- Puthenpeedika Location in Kerala, India Puthenpeedika Puthenpeedika (India)
- Coordinates: 10°26′0″N 76°7′0″E﻿ / ﻿10.43333°N 76.11667°E
- Country: India
- State: Kerala
- District: Thrissur

Languages
- • Official: Malayalam, English
- Time zone: UTC+5:30 (IST)
- PIN: 680642
- Telephone code: 0487
- Vehicle registration: KL-08
- Nearest city: Thrissur
- Literacy: 100%
- Lok Sabha constituency: Thrissur

= Puthenpeedika =

Puthenpeedika is a small south Indian village in the Thrissur district of the Indian state of Kerala.
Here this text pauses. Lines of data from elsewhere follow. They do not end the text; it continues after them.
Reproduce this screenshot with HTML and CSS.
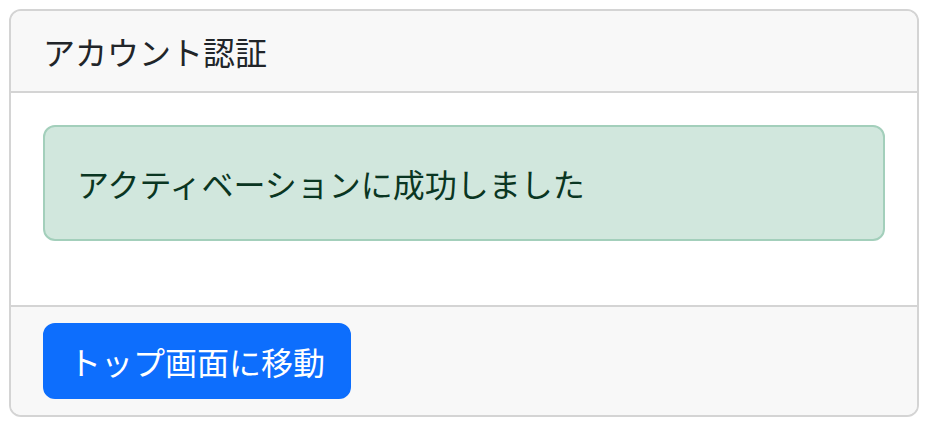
FILE: index.html
```html
<!DOCTYPE html>
<html lang="ja">
<head>
<meta charset="utf-8">
<link rel="stylesheet" href="styles.css">
</head>
<body>
<div class="card">
  <div class="card-header">アカウント認証</div>
  <div class="card-body">
    <div class="alert">アクティベーションに成功しました</div>
  </div>
  <div class="card-footer">
    <a class="btn" href="#">トップ画面に移動</a>
  </div>
</div>
</body>
</html>
```
FILE: styles.css
```css
* { box-sizing: border-box; }
html, body { margin: 0; padding: 0; background: #fff; }
body {
  padding: 9px;
  font-family: "Noto Sans CJK JP", "Noto Sans", sans-serif;
  font-size: 32px;
  line-height: 48px;
  color: #212529;
}
.card {
  width: 910px;
  border: 2px solid #d4d4d4;
  border-radius: 12px;
  overflow: hidden;
  background: #fff;
}
.card-header {
  padding: 16px 32px;
  background: #f8f8f8;
  border-bottom: 2px solid #d4d4d4;
}
.card-body {
  padding: 32px;
}
.alert {
  padding: 32px;
  margin-bottom: 32px;
  background: #d1e7dd;
  border: 2px solid #a3cfbb;
  border-radius: 12px;
  color: #0a3622;
}
.card-footer {
  padding: 16px 32px;
  background: #f8f8f8;
  border-top: 2px solid #d4d4d4;
}
.btn {
  display: inline-block;
  padding: 12px 24px;
  background: #0d6efd;
  border: 2px solid #0d6efd;
  border-radius: 12px;
  color: #fff;
  text-decoration: none;
}
```
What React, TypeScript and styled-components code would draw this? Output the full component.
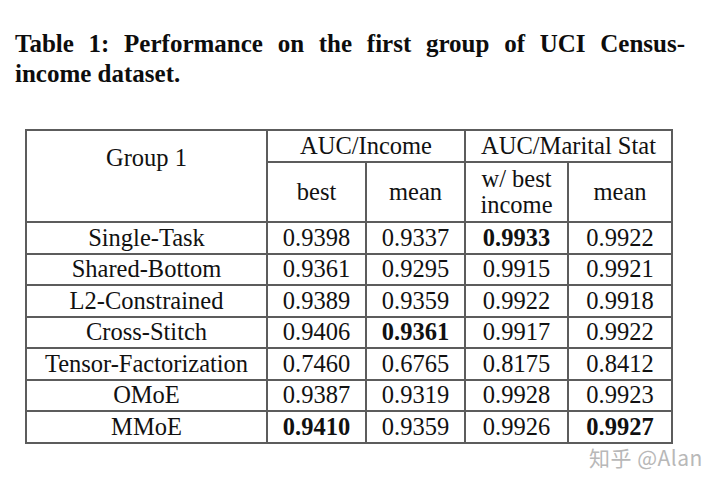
import styled, { createGlobalStyle } from "styled-components";

const GlobalStyle = createGlobalStyle`
  html, body {
    margin: 0;
    padding: 0;
    background: #fff;
  }
  body {
    font-family: "Liberation Serif", "Times New Roman", serif;
    color: #111;
  }
`;

const Page = styled.div`
  position: relative;
  width: 723px;
  height: 485px;
  overflow: hidden;
  background: #fff;
`;

const Caption = styled.div`
  width: 670px;
  margin: 29px 0 0 15px;
  font-size: 25px;
  font-weight: bold;
  line-height: 30px;
  color: #0d0d0d;
`;

const CaptionLine = styled.div<{ $justify?: boolean }>`
  text-align: ${(p) => (p.$justify ? "justify" : "left")};
  text-align-last: ${(p) => (p.$justify ? "justify" : "left")};
  white-space: nowrap;
`;

const Table = styled.table`
  margin: 40px 0 0 25px;
  border-collapse: collapse;
  border: 2px solid #222;
  font-size: 24.5px;
  table-layout: fixed;
  width: 646px;
`;

const Cell = styled.td<{ $bold?: boolean; $h?: number }>`
  border: 2px solid #5c5c5c;
  text-align: center;
  vertical-align: middle;
  padding: 0;
  height: ${(p) => p.$h ?? 29.5}px;
  line-height: 26px;
  font-weight: ${(p) => (p.$bold ? "bold" : "normal")};
  white-space: nowrap;
`;

const Watermark = styled.div`
  position: absolute;
  left: 589px;
  top: 446px;
  font-family: "Noto Sans CJK SC", "Liberation Sans", sans-serif;
  font-size: 21px;
  line-height: 22px;
  color: #b8b8b8;
  letter-spacing: 0.5px;
`;

type Row = { name: string; values: string[]; bold: number[] };

const rows: Row[] = [
  { name: "Single-Task", values: ["0.9398", "0.9337", "0.9933", "0.9922"], bold: [2] },
  { name: "Shared-Bottom", values: ["0.9361", "0.9295", "0.9915", "0.9921"], bold: [] },
  { name: "L2-Constrained", values: ["0.9389", "0.9359", "0.9922", "0.9918"], bold: [] },
  { name: "Cross-Stitch", values: ["0.9406", "0.9361", "0.9917", "0.9922"], bold: [1] },
  { name: "Tensor-Factorization", values: ["0.7460", "0.6765", "0.8175", "0.8412"], bold: [] },
  { name: "OMoE", values: ["0.9387", "0.9319", "0.9928", "0.9923"], bold: [] },
  { name: "MMoE", values: ["0.9410", "0.9359", "0.9926", "0.9927"], bold: [0, 3] },
];

export default function App() {
  return (
    <Page>
      <GlobalStyle />
      <Caption>
        <CaptionLine $justify>Table 1: Performance on the first group of UCI Census-</CaptionLine>
        <CaptionLine>income dataset.</CaptionLine>
      </Caption>
      <Table>
        <colgroup>
          <col style={{ width: 241 }} />
          <col style={{ width: 99 }} />
          <col style={{ width: 99 }} />
          <col style={{ width: 103 }} />
          <col style={{ width: 104 }} />
        </colgroup>
        <tbody>
          <tr>
            <Cell rowSpan={2} style={{ verticalAlign: "top", paddingTop: 14 }}>
              Group 1
            </Cell>
            <Cell colSpan={2} $h={30}>AUC/Income</Cell>
            <Cell colSpan={2} $h={30}>AUC/Marital Stat</Cell>
          </tr>
          <tr>
            <Cell $h={58}>best</Cell>
            <Cell $h={58}>mean</Cell>
            <Cell $h={58}>
              w/ best
              <br />
              income
            </Cell>
            <Cell $h={58}>mean</Cell>
          </tr>
          {rows.map((r) => (
            <tr key={r.name}>
              <Cell>{r.name}</Cell>
              {r.values.map((v, i) => (
                <Cell key={i} $bold={r.bold.includes(i)}>
                  {v}
                </Cell>
              ))}
            </tr>
          ))}
        </tbody>
      </Table>
      <Watermark>知乎 @Alan</Watermark>
    </Page>
  );
}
It is located 17 km from the town of Thrissur. The towns of Anthikad, Chazhur and Peringottukara are also nearby.

== History ==
Puthenpeedika was an ancient marketplace, destroyed many years ago. The ancient name of Puthenpeedika is Irumbrayur. This name is connected to the Chera dynasty. The Chera rulers Irumborai family and this place had some connection. Irumbrayur was the capital of the Irumborai dynasty, sited along the river 'Vann Puzhai', Vappuzha, which translates to "big river". The trading port of Irumbrayur was located on this river. After the Great Flood in 1343, the river was diverted from the Vappuzha and lost its trade importance to the Irumbrayur. No evidence links the Chera kingdom and Irumrayur without that name.